Companies use data anonymization to protect the privacy and confidentiality of their customers and users, while still being able to use the data for various purposes, such as research, analysis, or improving their products and services. By anonymizing data, companies can remove or hide personally identifiable information (PII) such as names, addresses, social security numbers, email addresses, and phone numbers, making it more difficult or impossible to trace data back to specific individuals.

Data anonymization helps to reduce the risks of data breaches or unauthorized access to sensitive information. It can also help companies comply with data protection laws and regulations, such as the General Data Protection Regulation (GDPR) in the European Union or the Health Insurance Portability and Accountability Act (HIPAA) in the United States. Companies can avoid penalties or legal liabilities by ensuring that their data is properly anonymized.

Moreover, anonymized data can be used to gain valuable insights into customer behavior, preferences, or trends without revealing sensitive information about individuals. This can help companies improve their marketing strategies, product development, or customer service, among other things. By using anonymized data, companies can harness the power of big data without compromising the privacy or security of their customers or users.

Benefits & Examples

There are several techniques used for data anonymization, and the choice of technique depends on the type of data, the level of anonymity required, and the intended use of the data. Some common techniques are:

  • Masking or Redaction: This involves removing or replacing identifiable information from the data, such as names, addresses, or other personal identifiers, with fake or generic values. For example, a company might replace the name of a customer with a randomly generated identifier or mask the last four digits of a social security number.
  • Generalization: This technique involves aggregating or summarizing data to a higher level of abstraction, such as by grouping data based on demographic or geographic characteristics. For example, instead of reporting the age of individual customers, a company might group them into age ranges, such as 18-24, 25-34, and so on.
  • Data Perturbation: This technique involves introducing random noise or errors into the data to make it more difficult to identify individual records. For example, a company might add random numbers to the values in a dataset or introduce small errors into the data.
  • Data Swapping or Shuffling: This technique involves swapping or shuffling data values within a dataset, so that the original relationships between data points are obscured. For example, a company might swap the ages of two different customers in a dataset, so that the age information is still preserved, but the linkage to specific individuals is broken.
  • Cryptographic Techniques: These techniques involve encrypting or hashing data to make it unreadable without the proper decryption key. For example, a company might use techniques such as AES or RSA encryption to protect sensitive data.

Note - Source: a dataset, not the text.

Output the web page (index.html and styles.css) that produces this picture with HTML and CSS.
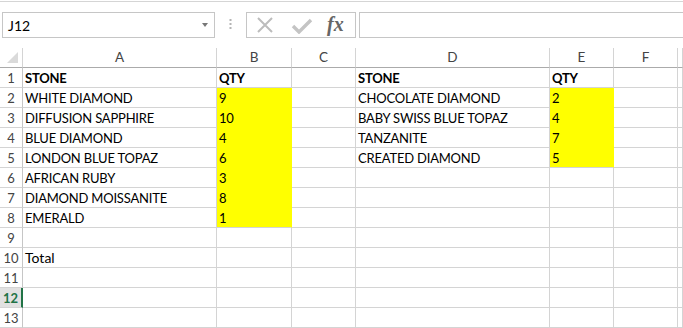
FILE: index.html
```
<!DOCTYPE html>
<html lang="en">
<head>
  <meta charset="UTF-8" />
  <title>Stones</title>
  <link rel="stylesheet" href="styles.css">
</head>
<body>
  <div class="ribbon">
    <div class="namebox"><span>J12</span><span class="caret"></span></div>
    <div class="grip">
      <svg width="30" height="26" viewBox="0 0 30 26">
        <rect x="13.5" y="7" width="2" height="2" fill="#b4b4b4"/>
        <rect x="13.5" y="11" width="2" height="2" fill="#b4b4b4"/>
        <rect x="13.5" y="15" width="2" height="2" fill="#b4b4b4"/>
      </svg>
    </div>
    <div class="fbtns">
      <svg class="cancel" width="18" height="18" viewBox="0 0 18 18">
        <path d="M2 2 L16 16 M16 2 L2 16" stroke="#bcbcbc" stroke-width="2" fill="none"/>
      </svg>
      <svg class="enter" width="22" height="16" viewBox="0 0 22 16">
        <path d="M2 8 L8 14 L20 2" stroke="#c4c4c4" stroke-width="3.4" fill="none"/>
      </svg>
      <span class="fx">fx</span>
    </div>
    <div class="finput"></div>
  </div>

  <div class="sheet">
    <div class="row head">
      <div class="corner"></div>
      <div class="ch">A</div><div class="ch">B</div><div class="ch">C</div>
      <div class="ch">D</div><div class="ch">E</div><div class="ch">F</div><div class="ch"></div>
    </div>
    <div class="row">
      <div class="rh">1</div>
      <div class="c b">STONE</div><div class="c b">QTY</div><div class="c"></div>
      <div class="c b">STONE</div><div class="c b">QTY</div><div class="c"></div><div class="c"></div>
    </div>
    <div class="row">
      <div class="rh">2</div>
      <div class="c">WHITE DIAMOND</div><div class="c fill">9</div><div class="c"></div>
      <div class="c">CHOCOLATE DIAMOND</div><div class="c fill">2</div><div class="c"></div><div class="c"></div>
    </div>
    <div class="row">
      <div class="rh">3</div>
      <div class="c">DIFFUSION SAPPHIRE</div><div class="c fill">10</div><div class="c"></div>
      <div class="c">BABY SWISS BLUE TOPAZ</div><div class="c fill">4</div><div class="c"></div><div class="c"></div>
    </div>
    <div class="row">
      <div class="rh">4</div>
      <div class="c">BLUE DIAMOND</div><div class="c fill">4</div><div class="c"></div>
      <div class="c">TANZANITE</div><div class="c fill">7</div><div class="c"></div><div class="c"></div>
    </div>
    <div class="row">
      <div class="rh">5</div>
      <div class="c">LONDON BLUE TOPAZ</div><div class="c fill">6</div><div class="c"></div>
      <div class="c">CREATED DIAMOND</div><div class="c fill end">5</div><div class="c"></div><div class="c"></div>
    </div>
    <div class="row">
      <div class="rh">6</div>
      <div class="c">AFRICAN RUBY</div><div class="c fill">3</div><div class="c"></div>
      <div class="c"></div><div class="c"></div><div class="c"></div><div class="c"></div>
    </div>
    <div class="row">
      <div class="rh">7</div>
      <div class="c">DIAMOND MOISSANITE</div><div class="c fill">8</div><div class="c"></div>
      <div class="c"></div><div class="c"></div><div class="c"></div><div class="c"></div>
    </div>
    <div class="row">
      <div class="rh">8</div>
      <div class="c">EMERALD</div><div class="c fill end">1</div><div class="c"></div>
      <div class="c"></div><div class="c"></div><div class="c"></div><div class="c"></div>
    </div>
    <div class="row">
      <div class="rh">9</div>
      <div class="c"></div><div class="c"></div><div class="c"></div>
      <div class="c"></div><div class="c"></div><div class="c"></div><div class="c"></div>
    </div>
    <div class="row">
      <div class="rh">10</div>
      <div class="c total">Total</div><div class="c"></div><div class="c"></div>
      <div class="c"></div><div class="c"></div><div class="c"></div><div class="c"></div>
    </div>
    <div class="row">
      <div class="rh">11</div>
      <div class="c"></div><div class="c"></div><div class="c"></div>
      <div class="c"></div><div class="c"></div><div class="c"></div><div class="c"></div>
    </div>
    <div class="row">
      <div class="rh active">12</div>
      <div class="c"></div><div class="c"></div><div class="c"></div>
      <div class="c"></div><div class="c"></div><div class="c"></div><div class="c"></div>
    </div>
    <div class="row">
      <div class="rh">13</div>
      <div class="c"></div><div class="c"></div><div class="c"></div>
      <div class="c"></div><div class="c"></div><div class="c"></div><div class="c"></div>
    </div>
  </div>
</body>
</html>
```

FILE: styles.css
```
* { box-sizing: border-box; }
body { margin: 0; background: #fff; color: #000; font-family: Lato, "Liberation Sans", sans-serif; font-size: 13px; overflow: hidden; }

/* formula bar */
.ribbon { margin-top: 1px; border-top: 1px solid #d5d5d5; padding: 10px 0 10px 2px; display: flex; align-items: center; }
.namebox { width: 213px; height: 26px; border: 1px solid #c6c6c6; display: flex; align-items: center; justify-content: space-between; padding: 0 6px 0 5px; font-size: 14px; }
.caret { width: 0; height: 0; border-left: 3.5px solid transparent; border-right: 3.5px solid transparent; border-top: 4px solid #777; }
.grip { width: 30px; height: 26px; margin-left: 1px; }
.grip svg { display: block; }
.fbtns { width: 110px; height: 26px; border: 1px solid #c6c6c6; display: flex; align-items: center; padding-left: 9px; }
.cancel { margin-right: 17px; }
.enter { margin-right: 14px; margin-top: 1px; }
.fx { font-family: "Liberation Serif", serif; font-style: italic; font-weight: bold; font-size: 20px; color: #666; line-height: 20px; margin-top: -2px; }
.finput { flex: 1; height: 26px; margin-left: 3px; border: 1px solid #c6c6c6; border-right: none; }

/* grid */
.row { display: grid; grid-template-columns: 23px 194px 75px 64px 194px 64px 64px 1fr; height: 20px; }
.row > div { border-right: 1px solid #d4d4d4; border-bottom: 1px solid #d4d4d4; padding-top: 1px; line-height: 18px; white-space: nowrap; overflow: hidden; }
.head > div { border-bottom-color: #ababab; }
.corner { position: relative; }
.corner::after { content: ""; position: absolute; right: 4px; bottom: 4px; width: 0; height: 0; border-left: 11px solid transparent; border-bottom: 11px solid #dadada; }
.ch { text-align: center; color: #444; font-size: 13.5px; line-height: 16px !important; }
.rh { text-align: center; color: #444; font-size: 13px; border-right-color: #c6c6c6 !important; }
.rh.active { background: #e1e1e1; color: #217346; font-weight: bold; border-right: 2px solid #217346 !important; }
.c { padding-left: 2px; letter-spacing: -0.2px; }
.total { font-size: 14px; letter-spacing: 0; }
.b { font-weight: bold; }
.fill { background: #ffff00; border-right-color: #ffff00 !important; border-bottom-color: #ffff00 !important; }
.fill.end { border-bottom-color: #d4d4d4 !important; }
```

Data anonymization procedures need to stay up-to-date on the latest developments in data privacy and security, as well as any legal or regulatory changes that may impact the company’s data practices.

Teams implementing data anonymization need to work closely with other departments within the company, such as compliance, legal, and marketing, to ensure that data is being handled in a responsible and compliant manner. Overall, data is a critical asset for modern corporations, but it also comes with significant risks and challenges.

Drawbacks / Gotchas

While data anonymization can be an effective way to protect privacy and confidentiality, there are some potential problems or drawbacks that can arise:

  • Loss of Data Utility: When data is anonymized, some of the original information is lost or obscured, which can reduce the usefulness of the data for certain purposes. For example, if individual names and addresses are removed from a dataset, it may be more difficult to link the data to other sources or perform detailed analyses.
  • Re-Identification Risk: While anonymization can make it more difficult to identify individuals, it’s not foolproof. In some cases, it may be possible to re-identify individuals by combining anonymized data with other sources of information. This can create privacy risks for individuals and legal risks for companies.
  • Difficulty in Data Sharing: Anonymization can make it difficult to share data with third parties, as the anonymized data may not be sufficient for their needs or the risk of re-identification may be too high. This can limit collaboration and hinder research or analysis.
  • Technical Challenges: Anonymizing data can be a complex and technically challenging process, especially for large or complex datasets. It requires specialized knowledge and tools to ensure that the data is properly anonymized while maintaining its usefulness.
  • Legal and Regulatory Compliance: Companies that handle personal data are subject to a variety of laws and regulations, such as the GDPR in the EU or the HIPAA in the US. These regulations require companies to protect personal data and ensure that it is properly anonymized, which can be difficult to achieve and maintain.
  • Cost: Anonymization can be costly, both in terms of the time and resources required to anonymize data and in the potential loss of data utility. Companies may need to invest in specialized tools or personnel to properly anonymize data, which can be a significant expense.

It’s important to note that no technique can guarantee complete anonymity, as it’s often possible to re-identify individuals through other means, such as by combining anonymized data with external data sources. Therefore, it’s important to assess the risks and benefits of each technique and use multiple techniques in combination to achieve a higher level of anonymity.